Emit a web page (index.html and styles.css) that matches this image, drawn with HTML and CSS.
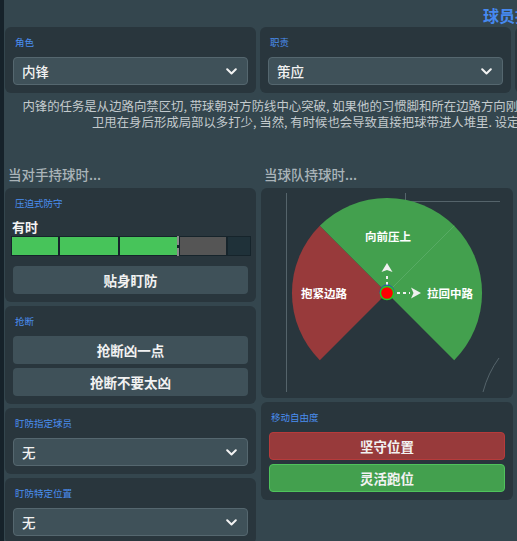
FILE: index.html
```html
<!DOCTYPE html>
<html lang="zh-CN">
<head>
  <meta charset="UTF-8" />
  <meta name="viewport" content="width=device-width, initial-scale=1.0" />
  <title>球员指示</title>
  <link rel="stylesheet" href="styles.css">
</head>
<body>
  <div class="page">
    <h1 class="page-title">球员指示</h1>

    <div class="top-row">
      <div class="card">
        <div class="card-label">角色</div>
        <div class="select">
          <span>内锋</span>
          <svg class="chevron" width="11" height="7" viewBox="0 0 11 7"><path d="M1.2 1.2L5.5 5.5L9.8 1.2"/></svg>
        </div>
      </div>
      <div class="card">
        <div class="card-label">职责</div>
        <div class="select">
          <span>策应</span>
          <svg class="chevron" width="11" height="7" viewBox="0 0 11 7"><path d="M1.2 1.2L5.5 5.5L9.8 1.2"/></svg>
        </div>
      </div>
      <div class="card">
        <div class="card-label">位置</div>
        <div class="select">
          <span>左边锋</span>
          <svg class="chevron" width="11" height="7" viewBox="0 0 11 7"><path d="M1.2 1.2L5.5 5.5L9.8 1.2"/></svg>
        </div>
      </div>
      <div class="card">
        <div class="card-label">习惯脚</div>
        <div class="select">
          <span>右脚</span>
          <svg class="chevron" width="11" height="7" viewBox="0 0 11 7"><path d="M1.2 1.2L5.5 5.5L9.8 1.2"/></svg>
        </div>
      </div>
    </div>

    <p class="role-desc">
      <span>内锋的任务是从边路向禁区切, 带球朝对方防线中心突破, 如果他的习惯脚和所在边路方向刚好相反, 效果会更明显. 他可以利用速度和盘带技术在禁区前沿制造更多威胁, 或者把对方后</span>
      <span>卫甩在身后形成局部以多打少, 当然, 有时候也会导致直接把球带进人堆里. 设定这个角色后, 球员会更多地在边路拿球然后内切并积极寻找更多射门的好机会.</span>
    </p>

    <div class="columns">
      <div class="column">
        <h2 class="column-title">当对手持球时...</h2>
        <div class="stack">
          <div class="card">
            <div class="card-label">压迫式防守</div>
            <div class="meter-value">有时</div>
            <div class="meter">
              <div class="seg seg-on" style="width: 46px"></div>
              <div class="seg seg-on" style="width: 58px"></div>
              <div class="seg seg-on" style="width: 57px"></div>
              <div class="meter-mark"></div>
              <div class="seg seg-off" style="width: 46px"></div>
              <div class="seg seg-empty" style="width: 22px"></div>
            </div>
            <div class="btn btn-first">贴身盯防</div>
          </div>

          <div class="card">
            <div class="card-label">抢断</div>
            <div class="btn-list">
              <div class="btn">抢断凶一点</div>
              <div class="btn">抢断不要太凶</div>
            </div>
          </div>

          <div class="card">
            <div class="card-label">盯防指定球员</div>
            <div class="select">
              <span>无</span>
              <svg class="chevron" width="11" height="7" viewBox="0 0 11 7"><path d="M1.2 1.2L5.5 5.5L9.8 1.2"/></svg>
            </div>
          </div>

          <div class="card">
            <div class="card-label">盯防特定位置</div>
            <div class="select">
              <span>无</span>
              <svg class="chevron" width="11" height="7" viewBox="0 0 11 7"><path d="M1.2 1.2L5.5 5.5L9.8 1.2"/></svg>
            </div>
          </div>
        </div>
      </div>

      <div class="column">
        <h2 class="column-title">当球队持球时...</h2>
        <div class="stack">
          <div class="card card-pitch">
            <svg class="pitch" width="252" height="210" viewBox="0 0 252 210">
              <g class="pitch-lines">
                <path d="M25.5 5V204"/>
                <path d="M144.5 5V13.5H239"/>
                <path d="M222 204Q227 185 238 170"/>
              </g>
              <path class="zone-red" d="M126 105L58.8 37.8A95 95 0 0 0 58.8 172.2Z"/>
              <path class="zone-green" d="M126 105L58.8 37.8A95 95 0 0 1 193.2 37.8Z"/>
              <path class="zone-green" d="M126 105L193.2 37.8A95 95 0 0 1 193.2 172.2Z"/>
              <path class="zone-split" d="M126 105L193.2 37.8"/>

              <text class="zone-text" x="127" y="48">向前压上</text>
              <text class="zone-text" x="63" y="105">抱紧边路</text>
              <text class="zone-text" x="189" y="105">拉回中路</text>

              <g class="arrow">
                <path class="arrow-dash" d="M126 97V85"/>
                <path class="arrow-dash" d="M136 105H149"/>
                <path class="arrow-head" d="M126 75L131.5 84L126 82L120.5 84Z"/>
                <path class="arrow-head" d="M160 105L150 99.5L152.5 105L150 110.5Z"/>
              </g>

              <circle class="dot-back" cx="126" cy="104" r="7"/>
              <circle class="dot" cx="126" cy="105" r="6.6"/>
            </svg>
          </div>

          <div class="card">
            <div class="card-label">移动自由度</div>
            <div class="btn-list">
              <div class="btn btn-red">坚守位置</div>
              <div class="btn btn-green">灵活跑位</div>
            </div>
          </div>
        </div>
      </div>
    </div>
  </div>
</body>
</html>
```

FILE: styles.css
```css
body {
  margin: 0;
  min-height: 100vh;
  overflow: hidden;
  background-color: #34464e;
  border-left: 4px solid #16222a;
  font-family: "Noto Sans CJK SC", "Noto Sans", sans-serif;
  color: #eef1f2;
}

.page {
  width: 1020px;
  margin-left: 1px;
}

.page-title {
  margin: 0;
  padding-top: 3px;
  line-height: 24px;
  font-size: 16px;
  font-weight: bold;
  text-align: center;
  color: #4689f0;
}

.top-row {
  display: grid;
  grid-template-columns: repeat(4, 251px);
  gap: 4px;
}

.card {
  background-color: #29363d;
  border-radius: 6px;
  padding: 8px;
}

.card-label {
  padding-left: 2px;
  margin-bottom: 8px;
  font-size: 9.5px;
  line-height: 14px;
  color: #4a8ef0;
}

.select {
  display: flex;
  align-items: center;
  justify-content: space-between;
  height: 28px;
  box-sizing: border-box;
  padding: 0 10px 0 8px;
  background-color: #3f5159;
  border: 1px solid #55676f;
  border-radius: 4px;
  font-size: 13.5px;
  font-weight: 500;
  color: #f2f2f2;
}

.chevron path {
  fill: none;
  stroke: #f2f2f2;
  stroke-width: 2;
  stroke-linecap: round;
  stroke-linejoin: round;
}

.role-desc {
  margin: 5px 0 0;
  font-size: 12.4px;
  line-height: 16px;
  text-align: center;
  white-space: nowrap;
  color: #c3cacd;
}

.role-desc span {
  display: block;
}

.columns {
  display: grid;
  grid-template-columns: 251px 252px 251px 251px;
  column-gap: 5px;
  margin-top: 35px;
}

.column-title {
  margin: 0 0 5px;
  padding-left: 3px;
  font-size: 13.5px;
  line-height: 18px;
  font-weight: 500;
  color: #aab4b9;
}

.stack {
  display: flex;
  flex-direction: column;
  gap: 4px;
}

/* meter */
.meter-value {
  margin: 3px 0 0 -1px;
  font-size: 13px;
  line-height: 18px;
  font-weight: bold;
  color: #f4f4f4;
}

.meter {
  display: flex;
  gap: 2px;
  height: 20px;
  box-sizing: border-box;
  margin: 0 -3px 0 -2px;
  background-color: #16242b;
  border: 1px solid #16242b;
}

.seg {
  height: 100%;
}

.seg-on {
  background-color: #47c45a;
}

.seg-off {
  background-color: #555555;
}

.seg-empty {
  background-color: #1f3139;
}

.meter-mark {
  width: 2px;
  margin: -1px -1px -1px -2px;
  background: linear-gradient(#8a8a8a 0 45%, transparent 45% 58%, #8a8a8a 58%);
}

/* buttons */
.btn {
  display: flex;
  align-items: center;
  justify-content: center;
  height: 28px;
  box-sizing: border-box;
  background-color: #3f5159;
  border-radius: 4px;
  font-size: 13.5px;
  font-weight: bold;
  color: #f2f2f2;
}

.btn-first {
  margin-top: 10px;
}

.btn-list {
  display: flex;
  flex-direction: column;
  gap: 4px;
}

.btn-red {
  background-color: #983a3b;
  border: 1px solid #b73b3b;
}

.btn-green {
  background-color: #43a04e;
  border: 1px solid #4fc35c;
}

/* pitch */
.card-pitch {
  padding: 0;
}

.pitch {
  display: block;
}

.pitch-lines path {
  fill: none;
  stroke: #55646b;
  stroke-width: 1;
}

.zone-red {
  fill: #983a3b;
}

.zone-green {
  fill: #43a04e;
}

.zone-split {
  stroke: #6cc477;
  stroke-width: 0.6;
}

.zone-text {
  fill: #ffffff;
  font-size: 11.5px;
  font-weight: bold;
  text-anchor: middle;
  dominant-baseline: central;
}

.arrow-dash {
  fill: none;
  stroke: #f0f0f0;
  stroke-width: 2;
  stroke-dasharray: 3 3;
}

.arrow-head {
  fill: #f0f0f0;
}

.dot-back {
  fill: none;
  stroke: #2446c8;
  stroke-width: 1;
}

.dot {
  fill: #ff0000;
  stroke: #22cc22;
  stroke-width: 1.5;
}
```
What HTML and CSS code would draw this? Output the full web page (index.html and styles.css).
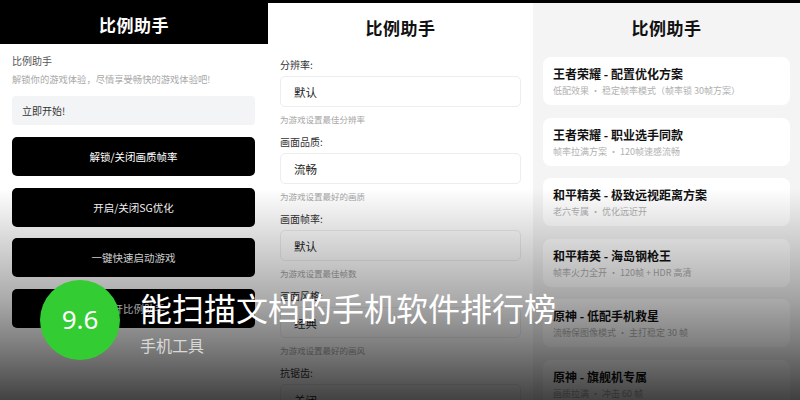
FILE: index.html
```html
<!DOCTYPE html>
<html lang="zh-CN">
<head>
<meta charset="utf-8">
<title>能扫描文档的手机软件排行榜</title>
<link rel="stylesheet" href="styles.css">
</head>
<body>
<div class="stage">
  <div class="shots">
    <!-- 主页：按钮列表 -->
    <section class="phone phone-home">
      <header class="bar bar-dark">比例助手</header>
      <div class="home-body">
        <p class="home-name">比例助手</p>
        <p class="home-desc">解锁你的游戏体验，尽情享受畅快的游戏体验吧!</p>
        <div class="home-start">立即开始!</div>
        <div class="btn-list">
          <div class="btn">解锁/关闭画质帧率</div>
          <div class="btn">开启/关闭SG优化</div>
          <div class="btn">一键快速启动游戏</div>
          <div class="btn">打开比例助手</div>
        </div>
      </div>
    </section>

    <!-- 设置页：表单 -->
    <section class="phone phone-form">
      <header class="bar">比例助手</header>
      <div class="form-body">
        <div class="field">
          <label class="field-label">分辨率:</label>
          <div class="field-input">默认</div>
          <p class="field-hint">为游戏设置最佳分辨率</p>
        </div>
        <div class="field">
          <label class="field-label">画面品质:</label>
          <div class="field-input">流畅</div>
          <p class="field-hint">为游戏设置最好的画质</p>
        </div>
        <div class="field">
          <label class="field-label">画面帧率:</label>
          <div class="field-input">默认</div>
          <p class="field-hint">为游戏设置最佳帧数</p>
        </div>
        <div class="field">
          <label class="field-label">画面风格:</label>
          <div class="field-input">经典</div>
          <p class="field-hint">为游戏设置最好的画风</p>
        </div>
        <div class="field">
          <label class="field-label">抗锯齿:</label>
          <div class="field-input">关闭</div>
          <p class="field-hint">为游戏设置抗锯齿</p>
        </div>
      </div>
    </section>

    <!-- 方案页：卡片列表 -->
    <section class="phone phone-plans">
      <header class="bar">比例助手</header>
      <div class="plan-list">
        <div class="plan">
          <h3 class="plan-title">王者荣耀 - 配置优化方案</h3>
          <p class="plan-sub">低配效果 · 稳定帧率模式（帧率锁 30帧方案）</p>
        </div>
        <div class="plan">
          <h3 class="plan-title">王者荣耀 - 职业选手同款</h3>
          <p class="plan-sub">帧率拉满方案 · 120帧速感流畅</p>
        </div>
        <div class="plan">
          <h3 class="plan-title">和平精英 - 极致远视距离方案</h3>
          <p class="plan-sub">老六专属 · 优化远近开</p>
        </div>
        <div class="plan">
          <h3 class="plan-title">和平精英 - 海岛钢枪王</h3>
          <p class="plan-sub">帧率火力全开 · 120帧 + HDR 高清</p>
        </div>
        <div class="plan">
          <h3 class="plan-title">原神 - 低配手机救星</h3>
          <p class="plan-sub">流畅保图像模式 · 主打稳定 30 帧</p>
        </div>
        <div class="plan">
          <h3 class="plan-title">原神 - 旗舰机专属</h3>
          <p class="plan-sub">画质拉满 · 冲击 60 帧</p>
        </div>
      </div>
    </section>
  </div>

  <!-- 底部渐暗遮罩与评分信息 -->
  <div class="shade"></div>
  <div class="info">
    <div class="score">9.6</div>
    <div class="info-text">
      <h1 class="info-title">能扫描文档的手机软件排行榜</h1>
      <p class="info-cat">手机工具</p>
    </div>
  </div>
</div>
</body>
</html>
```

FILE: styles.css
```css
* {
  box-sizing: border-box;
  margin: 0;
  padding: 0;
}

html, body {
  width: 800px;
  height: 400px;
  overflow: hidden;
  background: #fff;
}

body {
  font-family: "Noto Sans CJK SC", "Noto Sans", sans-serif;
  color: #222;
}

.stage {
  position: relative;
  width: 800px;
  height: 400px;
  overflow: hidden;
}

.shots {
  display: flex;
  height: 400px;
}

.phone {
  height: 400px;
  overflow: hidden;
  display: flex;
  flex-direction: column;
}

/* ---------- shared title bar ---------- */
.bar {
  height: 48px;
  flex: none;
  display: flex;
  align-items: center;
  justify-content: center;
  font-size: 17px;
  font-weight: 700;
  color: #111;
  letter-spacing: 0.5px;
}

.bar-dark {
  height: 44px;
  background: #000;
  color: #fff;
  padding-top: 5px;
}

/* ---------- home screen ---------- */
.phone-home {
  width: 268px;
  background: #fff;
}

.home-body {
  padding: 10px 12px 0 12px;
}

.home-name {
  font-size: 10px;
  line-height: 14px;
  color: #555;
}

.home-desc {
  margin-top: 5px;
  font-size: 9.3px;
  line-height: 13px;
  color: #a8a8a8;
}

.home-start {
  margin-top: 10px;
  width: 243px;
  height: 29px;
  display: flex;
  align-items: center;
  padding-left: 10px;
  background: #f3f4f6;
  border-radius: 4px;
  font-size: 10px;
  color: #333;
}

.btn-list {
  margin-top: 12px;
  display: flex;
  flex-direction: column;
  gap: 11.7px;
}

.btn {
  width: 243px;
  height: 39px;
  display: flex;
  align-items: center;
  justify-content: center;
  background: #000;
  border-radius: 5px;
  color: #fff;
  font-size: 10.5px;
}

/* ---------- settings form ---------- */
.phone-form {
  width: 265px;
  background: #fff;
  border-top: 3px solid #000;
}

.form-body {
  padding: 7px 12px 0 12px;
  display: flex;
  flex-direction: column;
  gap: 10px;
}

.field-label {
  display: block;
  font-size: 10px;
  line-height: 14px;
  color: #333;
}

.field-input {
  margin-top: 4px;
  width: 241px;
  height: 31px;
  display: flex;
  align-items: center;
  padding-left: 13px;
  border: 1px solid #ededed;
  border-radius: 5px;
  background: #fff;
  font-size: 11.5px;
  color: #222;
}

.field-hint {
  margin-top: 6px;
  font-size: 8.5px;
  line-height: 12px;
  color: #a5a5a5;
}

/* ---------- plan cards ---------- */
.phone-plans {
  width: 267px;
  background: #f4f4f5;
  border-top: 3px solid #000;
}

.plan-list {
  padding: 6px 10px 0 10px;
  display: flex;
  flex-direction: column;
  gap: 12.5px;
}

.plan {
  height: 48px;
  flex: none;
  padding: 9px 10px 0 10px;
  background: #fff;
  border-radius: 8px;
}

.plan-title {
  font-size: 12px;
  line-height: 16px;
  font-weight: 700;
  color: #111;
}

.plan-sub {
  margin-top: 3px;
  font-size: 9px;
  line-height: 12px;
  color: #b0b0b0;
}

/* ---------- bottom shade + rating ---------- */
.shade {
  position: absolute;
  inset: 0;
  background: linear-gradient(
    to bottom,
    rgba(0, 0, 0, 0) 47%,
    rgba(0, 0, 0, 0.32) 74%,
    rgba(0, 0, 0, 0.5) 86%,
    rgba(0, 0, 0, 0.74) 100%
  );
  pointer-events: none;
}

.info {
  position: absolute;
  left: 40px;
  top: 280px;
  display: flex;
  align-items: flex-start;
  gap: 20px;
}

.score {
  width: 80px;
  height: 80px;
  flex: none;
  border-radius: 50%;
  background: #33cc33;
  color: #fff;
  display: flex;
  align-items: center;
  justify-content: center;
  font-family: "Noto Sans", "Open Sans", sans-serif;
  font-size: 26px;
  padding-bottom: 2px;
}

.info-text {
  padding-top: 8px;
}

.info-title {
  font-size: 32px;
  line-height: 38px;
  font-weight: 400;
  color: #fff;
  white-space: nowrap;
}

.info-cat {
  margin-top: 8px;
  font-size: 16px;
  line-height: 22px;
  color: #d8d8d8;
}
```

::::

→ THE PROBLEM: In the listing above, find each line with the word "index" and copy it.

→ REPLY:
Emit a web page (index.html and styles.css) that matches this image, drawn with HTML and CSS.
FILE: index.html
What HTML and CSS code would draw this? Output the full web page (index.html and styles.css).
FILE: index.html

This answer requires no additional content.